Short exercise:
Skip any picture you find and retype all the remaining lines exactly.
===== Given records
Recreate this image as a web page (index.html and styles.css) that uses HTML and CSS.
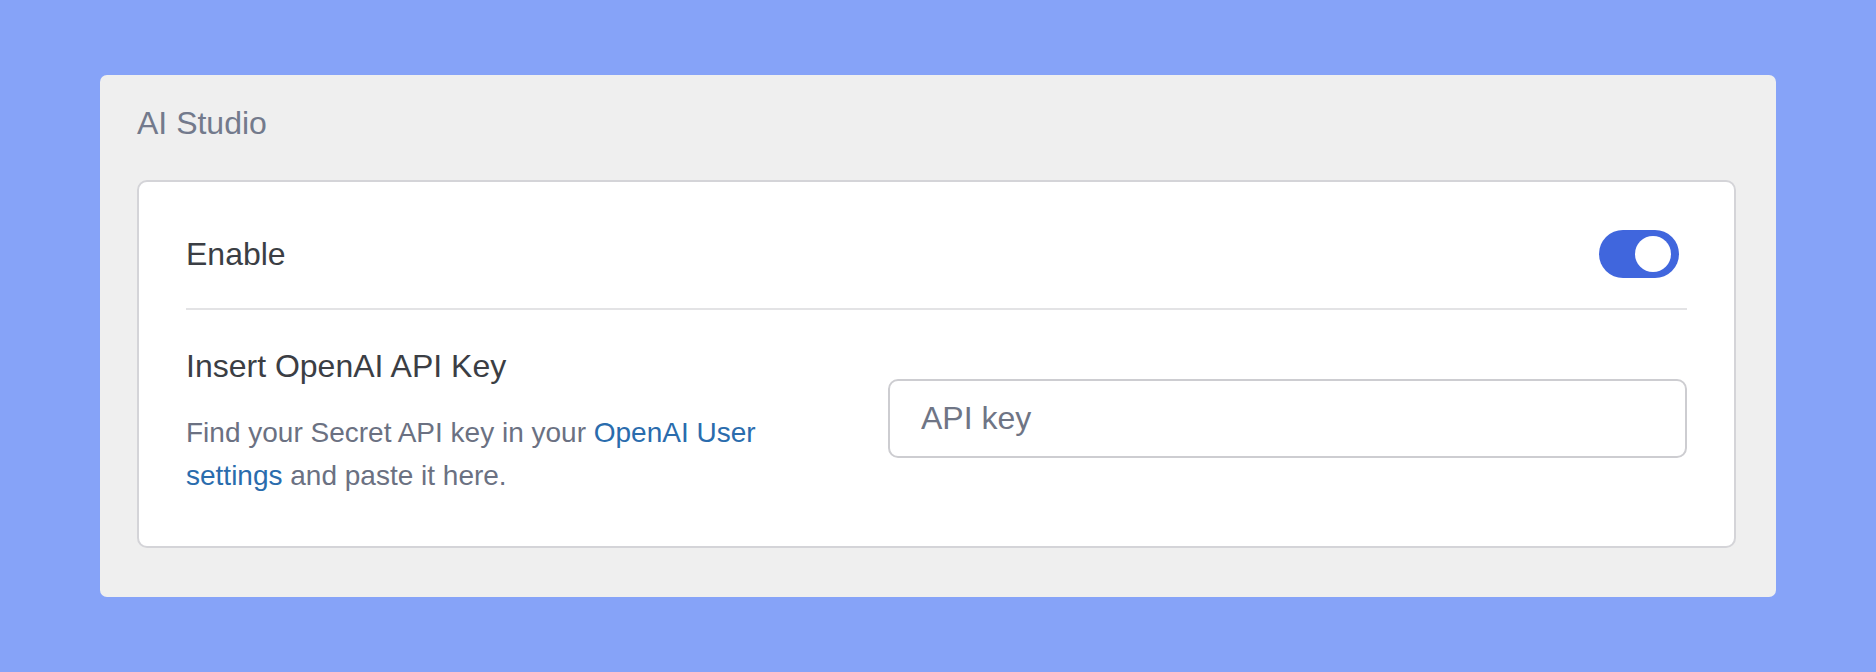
FILE: index.html
```html
<!DOCTYPE html>
<html lang="en">
<head>
  <meta charset="UTF-8">
  <title>AI Studio</title>
  <meta name="viewport" content="width=device-width, initial-scale=1.0">
  <link rel="stylesheet" href="styles.css">
</head>
<body>
  <div class="panel">
    <h2 class="panel-title">AI Studio</h2>

    <div class="card">
      <div class="row row-enable">
        <span class="label">Enable</span>
        <label class="toggle">
          <input type="checkbox" checked>
          <span class="knob"></span>
        </label>
      </div>

      <div class="row row-key">
        <div class="key-text">
          <div class="label">Insert OpenAI API Key</div>
          <p class="hint">Find your Secret API key in your <a href="#">OpenAI User settings</a> and paste it here.</p>
        </div>
        <input type="text" class="key-input" placeholder="API key">
      </div>
    </div>
  </div>
</body>
</html>
```

FILE: styles.css
```css
body {
  margin: 0;
  padding: 75px 100px;
  background: #86a3f8;
  font-family: "Liberation Sans", Arial, sans-serif;
  height: 672px;
  box-sizing: border-box;
}

.panel {
  background: #efefef;
  border-radius: 7px;
  padding: 30px 40px 49px 37px;
}

.panel-title {
  margin: 0 0 39px;
  font-size: 32px;
  line-height: 36px;
  font-weight: normal;
  color: #737a8c;
}

.card {
  background: #fff;
  border: 2px solid #d4d4d8;
  border-radius: 10px;
  padding: 48px 47px 49px 47px;
}

.row {
  display: flex;
  align-items: center;
}

.row-enable {
  justify-content: space-between;
  padding-bottom: 30px;
  border-bottom: 2px solid #e3e3e5;
}

.label {
  font-size: 32px;
  line-height: 37px;
  color: #3b3e44;
}

.toggle {
  width: 80px;
  height: 48px;
  box-sizing: border-box;
  border-radius: 24px;
  background: #4066dd;
  padding: 6px 8px;
  margin-right: 8px;
  display: flex;
  justify-content: flex-end;
  cursor: pointer;
}

.toggle input {
  display: none;
}

.knob {
  width: 36px;
  height: 36px;
  border-radius: 50%;
  background: #fff;
}

.row-key {
  padding-top: 38px;
  gap: 100px;
}

.key-text {
  flex: 1;
}

.hint {
  margin: 26px 0 0;
  font-size: 28px;
  line-height: 43px;
  color: #6b7182;
}

.hint a {
  color: #2a6cad;
  text-decoration: none;
}

.key-input {
  width: 799px;
  height: 79px;
  box-sizing: border-box;
  border: 2px solid #cdcdd1;
  border-radius: 10px;
  padding: 0 31px;
  font-family: inherit;
  font-size: 32px;
  color: #3b3e44;
  outline: none;
  margin-top: -8px;
}

.key-input::placeholder {
  color: #6f7585;
}
```
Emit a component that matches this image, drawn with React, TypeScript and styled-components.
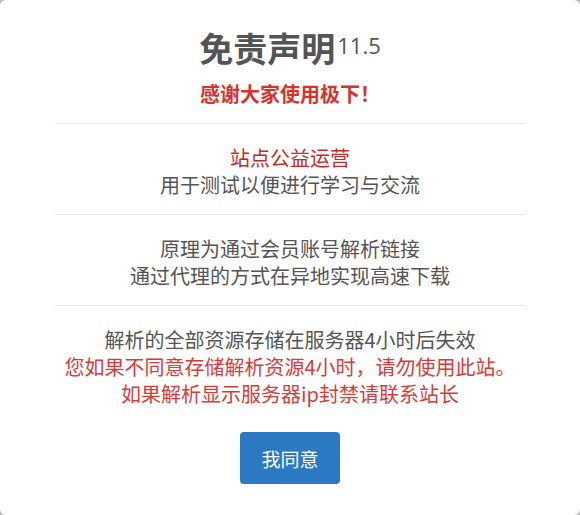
import React from "react";
import styled, { createGlobalStyle } from "styled-components";

const Global = createGlobalStyle`
  html, body { margin: 0; padding: 0; background: #bdbdbd; }
  body { font-family: "Microsoft YaHei", "Noto Sans CJK SC", "Noto Sans", sans-serif; }
  * { box-sizing: border-box; }
`;

const Card = styled.div`
  width: 580px;
  height: 515px;
  background: #fff;
  border-radius: 6px;
  padding-top: 21px;
  display: flex;
  flex-direction: column;
  align-items: center;
  text-align: center;
  overflow: hidden;
`;

const Title = styled.h2`
  margin: 0;
  font-size: 34px;
  line-height: 48px;
  font-weight: 700;
  color: #545454;
`;

const Version = styled.span`
  font-size: 22px;
  font-weight: 400;
  vertical-align: 8px;
  margin-left: 2px;
  font-family: "Open Sans", "Noto Sans", sans-serif;
`;

const Thanks = styled.div`
  margin-top: 8px;
  font-size: 20px;
  line-height: 28px;
  font-weight: 700;
  color: #d8322e;
`;

const Section = styled.div`
  align-self: stretch;
  margin: 15px 55px 0;
  border-top: 1px solid #e8e8e8;
  padding: 20px 0 16px;
  font-size: 20px;
  line-height: 27px;
  color: #555;
  & + & { margin-top: 0; }
`;

const Line = styled.div<{ $tone?: "dark" | "light" }>`
  color: ${(p) => (p.$tone === "dark" ? "#c5282a" : p.$tone === "light" ? "#d63c39" : "#555")};
  white-space: nowrap;
`;

const Agree = styled.button`
  margin-top: 9px;
  width: 100px;
  height: 52px;
  border: none;
  border-radius: 4px;
  background: #2b79c2;
  color: #fff;
  font-family: inherit;
  font-size: 19px;
  cursor: pointer;
`;

export default function App() {
  return (
    <>
      <Global />
      <Card>
        <Title>
          免责声明<Version>11.5</Version>
        </Title>
        <Thanks>感谢大家使用极下！</Thanks>
        <Section>
          <Line $tone="dark">站点公益运营</Line>
          <Line>用于测试以便进行学习与交流</Line>
        </Section>
        <Section>
          <Line>原理为通过会员账号解析链接</Line>
          <Line>通过代理的方式在异地实现高速下载</Line>
        </Section>
        <Section>
          <Line>解析的全部资源存储在服务器4小时后失效</Line>
          <Line $tone="light">您如果不同意存储解析资源4小时，请勿使用此站。</Line>
          <Line $tone="light">如果解析显示服务器ip封禁请联系站长</Line>
        </Section>
        <Agree>我同意</Agree>
      </Card>
    </>
  );
}
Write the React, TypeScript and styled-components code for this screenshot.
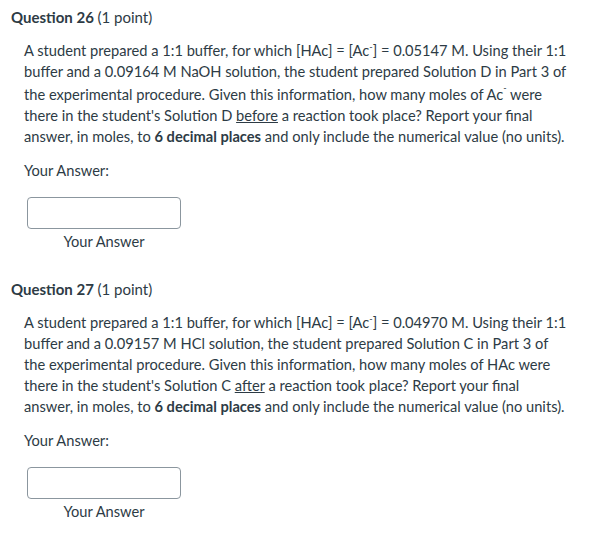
==========
Output:
Recreate this image as a web page (index.html and styles.css) that uses HTML and CSS.
FILE: index.html
```html
<!DOCTYPE html>
<html lang="en">
<head>
  <meta charset="UTF-8">
  <title>AI Studio</title>
  <meta name="viewport" content="width=device-width, initial-scale=1.0">
  <link rel="stylesheet" href="styles.css">
</head>
<body>
  <div class="panel">
    <h2 class="panel-title">AI Studio</h2>

    <div class="card">
      <div class="row row-enable">
        <span class="label">Enable</span>
        <label class="toggle">
          <input type="checkbox" checked>
          <span class="knob"></span>
        </label>
      </div>

      <div class="row row-key">
        <div class="key-text">
          <div class="label">Insert OpenAI API Key</div>
          <p class="hint">Find your Secret API key in your <a href="#">OpenAI User settings</a> and paste it here.</p>
        </div>
        <input type="text" class="key-input" placeholder="API key">
      </div>
    </div>
  </div>
</body>
</html>
```

FILE: styles.css
```css
body {
  margin: 0;
  padding: 75px 100px;
  background: #86a3f8;
  font-family: "Liberation Sans", Arial, sans-serif;
  height: 672px;
  box-sizing: border-box;
}

.panel {
  background: #efefef;
  border-radius: 7px;
  padding: 30px 40px 49px 37px;
}

.panel-title {
  margin: 0 0 39px;
  font-size: 32px;
  line-height: 36px;
  font-weight: normal;
  color: #737a8c;
}

.card {
  background: #fff;
  border: 2px solid #d4d4d8;
  border-radius: 10px;
  padding: 48px 47px 49px 47px;
}

.row {
  display: flex;
  align-items: center;
}

.row-enable {
  justify-content: space-between;
  padding-bottom: 30px;
  border-bottom: 2px solid #e3e3e5;
}

.label {
  font-size: 32px;
  line-height: 37px;
  color: #3b3e44;
}

.toggle {
  width: 80px;
  height: 48px;
  box-sizing: border-box;
  border-radius: 24px;
  background: #4066dd;
  padding: 6px 8px;
  margin-right: 8px;
  display: flex;
  justify-content: flex-end;
  cursor: pointer;
}

.toggle input {
  display: none;
}

.knob {
  width: 36px;
  height: 36px;
  border-radius: 50%;
  background: #fff;
}

.row-key {
  padding-top: 38px;
  gap: 100px;
}

.key-text {
  flex: 1;
}

.hint {
  margin: 26px 0 0;
  font-size: 28px;
  line-height: 43px;
  color: #6b7182;
}

.hint a {
  color: #2a6cad;
  text-decoration: none;
}

.key-input {
  width: 799px;
  height: 79px;
  box-sizing: border-box;
  border: 2px solid #cdcdd1;
  border-radius: 10px;
  padding: 0 31px;
  font-family: inherit;
  font-size: 32px;
  color: #3b3e44;
  outline: none;
  margin-top: -8px;
}

.key-input::placeholder {
  color: #6f7585;
}
```
Emit a component that matches this image, drawn with React, TypeScript and styled-components.
import React from "react";
import styled, { createGlobalStyle } from "styled-components";

const Global = createGlobalStyle`
  html, body { margin: 0; padding: 0; background: #bdbdbd; }
  body { font-family: "Microsoft YaHei", "Noto Sans CJK SC", "Noto Sans", sans-serif; }
  * { box-sizing: border-box; }
`;

const Card = styled.div`
  width: 580px;
  height: 515px;
  background: #fff;
  border-radius: 6px;
  padding-top: 21px;
  display: flex;
  flex-direction: column;
  align-items: center;
  text-align: center;
  overflow: hidden;
`;

const Title = styled.h2`
  margin: 0;
  font-size: 34px;
  line-height: 48px;
  font-weight: 700;
  color: #545454;
`;

const Version = styled.span`
  font-size: 22px;
  font-weight: 400;
  vertical-align: 8px;
  margin-left: 2px;
  font-family: "Open Sans", "Noto Sans", sans-serif;
`;

const Thanks = styled.div`
  margin-top: 8px;
  font-size: 20px;
  line-height: 28px;
  font-weight: 700;
  color: #d8322e;
`;

const Section = styled.div`
  align-self: stretch;
  margin: 15px 55px 0;
  border-top: 1px solid #e8e8e8;
  padding: 20px 0 16px;
  font-size: 20px;
  line-height: 27px;
  color: #555;
  & + & { margin-top: 0; }
`;

const Line = styled.div<{ $tone?: "dark" | "light" }>`
  color: ${(p) => (p.$tone === "dark" ? "#c5282a" : p.$tone === "light" ? "#d63c39" : "#555")};
  white-space: nowrap;
`;

const Agree = styled.button`
  margin-top: 9px;
  width: 100px;
  height: 52px;
  border: none;
  border-radius: 4px;
  background: #2b79c2;
  color: #fff;
  font-family: inherit;
  font-size: 19px;
  cursor: pointer;
`;

export default function App() {
  return (
    <>
      <Global />
      <Card>
        <Title>
          免责声明<Version>11.5</Version>
        </Title>
        <Thanks>感谢大家使用极下！</Thanks>
        <Section>
          <Line $tone="dark">站点公益运营</Line>
          <Line>用于测试以便进行学习与交流</Line>
        </Section>
        <Section>
          <Line>原理为通过会员账号解析链接</Line>
          <Line>通过代理的方式在异地实现高速下载</Line>
        </Section>
        <Section>
          <Line>解析的全部资源存储在服务器4小时后失效</Line>
          <Line $tone="light">您如果不同意存储解析资源4小时，请勿使用此站。</Line>
          <Line $tone="light">如果解析显示服务器ip封禁请联系站长</Line>
        </Section>
        <Agree>我同意</Agree>
      </Card>
    </>
  );
}
Write the React, TypeScript and styled-components code for this screenshot.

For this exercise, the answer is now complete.